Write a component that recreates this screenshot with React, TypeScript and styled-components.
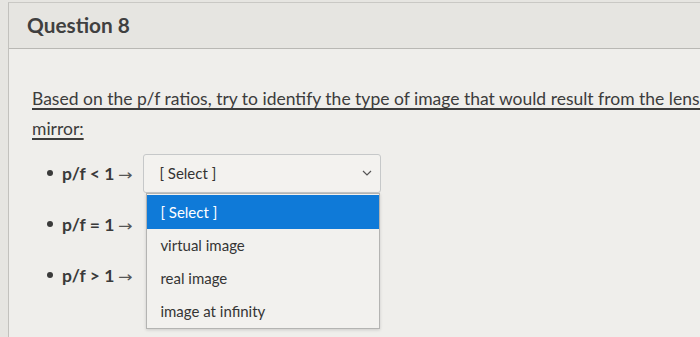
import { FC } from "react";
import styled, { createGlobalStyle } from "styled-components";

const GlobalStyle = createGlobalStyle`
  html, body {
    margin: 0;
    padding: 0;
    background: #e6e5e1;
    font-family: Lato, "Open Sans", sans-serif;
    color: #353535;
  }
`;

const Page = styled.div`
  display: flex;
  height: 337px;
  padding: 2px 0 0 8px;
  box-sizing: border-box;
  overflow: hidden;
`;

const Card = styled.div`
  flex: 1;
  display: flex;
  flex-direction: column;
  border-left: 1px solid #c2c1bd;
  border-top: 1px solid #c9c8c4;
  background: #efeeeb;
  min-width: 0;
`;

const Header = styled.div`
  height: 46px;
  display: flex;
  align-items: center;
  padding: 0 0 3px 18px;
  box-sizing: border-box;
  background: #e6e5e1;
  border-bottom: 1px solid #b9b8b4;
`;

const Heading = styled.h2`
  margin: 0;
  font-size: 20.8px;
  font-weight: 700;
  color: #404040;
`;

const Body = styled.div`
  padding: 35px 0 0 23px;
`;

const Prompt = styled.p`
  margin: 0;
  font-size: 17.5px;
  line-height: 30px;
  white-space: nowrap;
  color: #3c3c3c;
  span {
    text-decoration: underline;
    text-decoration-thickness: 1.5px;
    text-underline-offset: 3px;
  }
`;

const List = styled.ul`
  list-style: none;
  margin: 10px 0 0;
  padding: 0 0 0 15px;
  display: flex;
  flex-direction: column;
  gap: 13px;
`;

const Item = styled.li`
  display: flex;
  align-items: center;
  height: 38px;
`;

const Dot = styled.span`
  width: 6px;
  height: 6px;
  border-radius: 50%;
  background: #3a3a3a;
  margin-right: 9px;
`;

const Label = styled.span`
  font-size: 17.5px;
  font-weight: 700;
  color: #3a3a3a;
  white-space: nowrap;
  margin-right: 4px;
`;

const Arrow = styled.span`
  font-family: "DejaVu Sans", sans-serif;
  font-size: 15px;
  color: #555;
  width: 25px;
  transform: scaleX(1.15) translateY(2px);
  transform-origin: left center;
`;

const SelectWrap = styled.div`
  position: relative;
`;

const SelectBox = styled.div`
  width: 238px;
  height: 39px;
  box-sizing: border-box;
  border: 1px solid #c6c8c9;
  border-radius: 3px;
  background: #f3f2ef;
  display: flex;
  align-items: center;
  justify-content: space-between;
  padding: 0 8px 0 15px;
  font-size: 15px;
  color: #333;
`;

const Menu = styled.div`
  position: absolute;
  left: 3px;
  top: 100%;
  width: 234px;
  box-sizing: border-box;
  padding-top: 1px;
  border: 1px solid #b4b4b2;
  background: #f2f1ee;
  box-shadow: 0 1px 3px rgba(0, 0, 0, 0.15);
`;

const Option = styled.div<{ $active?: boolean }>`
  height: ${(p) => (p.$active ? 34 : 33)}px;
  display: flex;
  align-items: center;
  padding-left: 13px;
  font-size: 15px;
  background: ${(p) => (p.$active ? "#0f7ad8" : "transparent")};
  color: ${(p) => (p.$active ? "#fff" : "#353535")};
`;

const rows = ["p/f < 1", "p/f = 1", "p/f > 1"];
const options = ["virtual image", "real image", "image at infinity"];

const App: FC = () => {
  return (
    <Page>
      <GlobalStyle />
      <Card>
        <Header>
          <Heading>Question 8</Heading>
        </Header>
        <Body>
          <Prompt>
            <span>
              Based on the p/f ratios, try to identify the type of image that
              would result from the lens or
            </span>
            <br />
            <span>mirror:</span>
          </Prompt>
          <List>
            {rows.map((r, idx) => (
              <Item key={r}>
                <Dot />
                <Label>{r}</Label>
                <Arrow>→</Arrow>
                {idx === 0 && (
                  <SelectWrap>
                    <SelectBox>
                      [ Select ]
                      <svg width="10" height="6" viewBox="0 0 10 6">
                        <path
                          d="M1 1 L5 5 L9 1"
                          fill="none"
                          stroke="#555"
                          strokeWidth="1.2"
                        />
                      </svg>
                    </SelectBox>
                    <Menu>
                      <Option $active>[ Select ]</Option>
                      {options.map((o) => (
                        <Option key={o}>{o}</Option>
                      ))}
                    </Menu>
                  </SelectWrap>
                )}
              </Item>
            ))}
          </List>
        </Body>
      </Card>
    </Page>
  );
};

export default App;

• WHAT TO WORK ON: Omit every picture, then repeat the remaining data exactly as it appears above.

• SOLUTION TO THIS EXERCISE:
Write a component that recreates this screenshot with React, TypeScript and styled-components.
import { FC } from "react";
import styled, { createGlobalStyle } from "styled-components";

const GlobalStyle = createGlobalStyle`
  html, body {
    margin: 0;
    padding: 0;
    background: #e6e5e1;
    font-family: Lato, "Open Sans", sans-serif;
    color: #353535;
  }
`;

const Page = styled.div`
  display: flex;
  height: 337px;
  padding: 2px 0 0 8px;
  box-sizing: border-box;
  overflow: hidden;
`;

const Card = styled.div`
  flex: 1;
  display: flex;
  flex-direction: column;
  border-left: 1px solid #c2c1bd;
  border-top: 1px solid #c9c8c4;
  background: #efeeeb;
  min-width: 0;
`;

const Header = styled.div`
  height: 46px;
  display: flex;
  align-items: center;
  padding: 0 0 3px 18px;
  box-sizing: border-box;
  background: #e6e5e1;
  border-bottom: 1px solid #b9b8b4;
`;

const Heading = styled.h2`
  margin: 0;
  font-size: 20.8px;
  font-weight: 700;
  color: #404040;
`;

const Body = styled.div`
  padding: 35px 0 0 23px;
`;

const Prompt = styled.p`
  margin: 0;
  font-size: 17.5px;
  line-height: 30px;
  white-space: nowrap;
  color: #3c3c3c;
  span {
    text-decoration: underline;
    text-decoration-thickness: 1.5px;
    text-underline-offset: 3px;
  }
`;

const List = styled.ul`
  list-style: none;
  margin: 10px 0 0;
  padding: 0 0 0 15px;
  display: flex;
  flex-direction: column;
  gap: 13px;
`;

const Item = styled.li`
  display: flex;
  align-items: center;
  height: 38px;
`;

const Dot = styled.span`
  width: 6px;
  height: 6px;
  border-radius: 50%;
  background: #3a3a3a;
  margin-right: 9px;
`;

const Label = styled.span`
  font-size: 17.5px;
  font-weight: 700;
  color: #3a3a3a;
  white-space: nowrap;
  margin-right: 4px;
`;

const Arrow = styled.span`
  font-family: "DejaVu Sans", sans-serif;
  font-size: 15px;
  color: #555;
  width: 25px;
  transform: scaleX(1.15) translateY(2px);
  transform-origin: left center;
`;

const SelectWrap = styled.div`
  position: relative;
`;

const SelectBox = styled.div`
  width: 238px;
  height: 39px;
  box-sizing: border-box;
  border: 1px solid #c6c8c9;
  border-radius: 3px;
  background: #f3f2ef;
  display: flex;
  align-items: center;
  justify-content: space-between;
  padding: 0 8px 0 15px;
  font-size: 15px;
  color: #333;
`;

const Menu = styled.div`
  position: absolute;
  left: 3px;
  top: 100%;
  width: 234px;
  box-sizing: border-box;
  padding-top: 1px;
  border: 1px solid #b4b4b2;
  background: #f2f1ee;
  box-shadow: 0 1px 3px rgba(0, 0, 0, 0.15);
`;

const Option = styled.div<{ $active?: boolean }>`
  height: ${(p) => (p.$active ? 34 : 33)}px;
  display: flex;
  align-items: center;
  padding-left: 13px;
  font-size: 15px;
  background: ${(p) => (p.$active ? "#0f7ad8" : "transparent")};
  color: ${(p) => (p.$active ? "#fff" : "#353535")};
`;

const rows = ["p/f < 1", "p/f = 1", "p/f > 1"];
const options = ["virtual image", "real image", "image at infinity"];

const App: FC = () => {
  return (
    <Page>
      <GlobalStyle />
      <Card>
        <Header>
          <Heading>Question 8</Heading>
        </Header>
        <Body>
          <Prompt>
            <span>
              Based on the p/f ratios, try to identify the type of image that
              would result from the lens or
            </span>
            <br />
            <span>mirror:</span>
          </Prompt>
          <List>
            {rows.map((r, idx) => (
              <Item key={r}>
                <Dot />
                <Label>{r}</Label>
                <Arrow>→</Arrow>
                {idx === 0 && (
                  <SelectWrap>
                    <SelectBox>
                      [ Select ]
                      <svg width="10" height="6" viewBox="0 0 10 6">
                        <path
                          d="M1 1 L5 5 L9 1"
                          fill="none"
                          stroke="#555"
                          strokeWidth="1.2"
                        />
                      </svg>
                    </SelectBox>
                    <Menu>
                      <Option $active>[ Select ]</Option>
                      {options.map((o) => (
                        <Option key={o}>{o}</Option>
                      ))}
                    </Menu>
                  </SelectWrap>
                )}
              </Item>
            ))}
          </List>
        </Body>
      </Card>
    </Page>
  );
};

export default App;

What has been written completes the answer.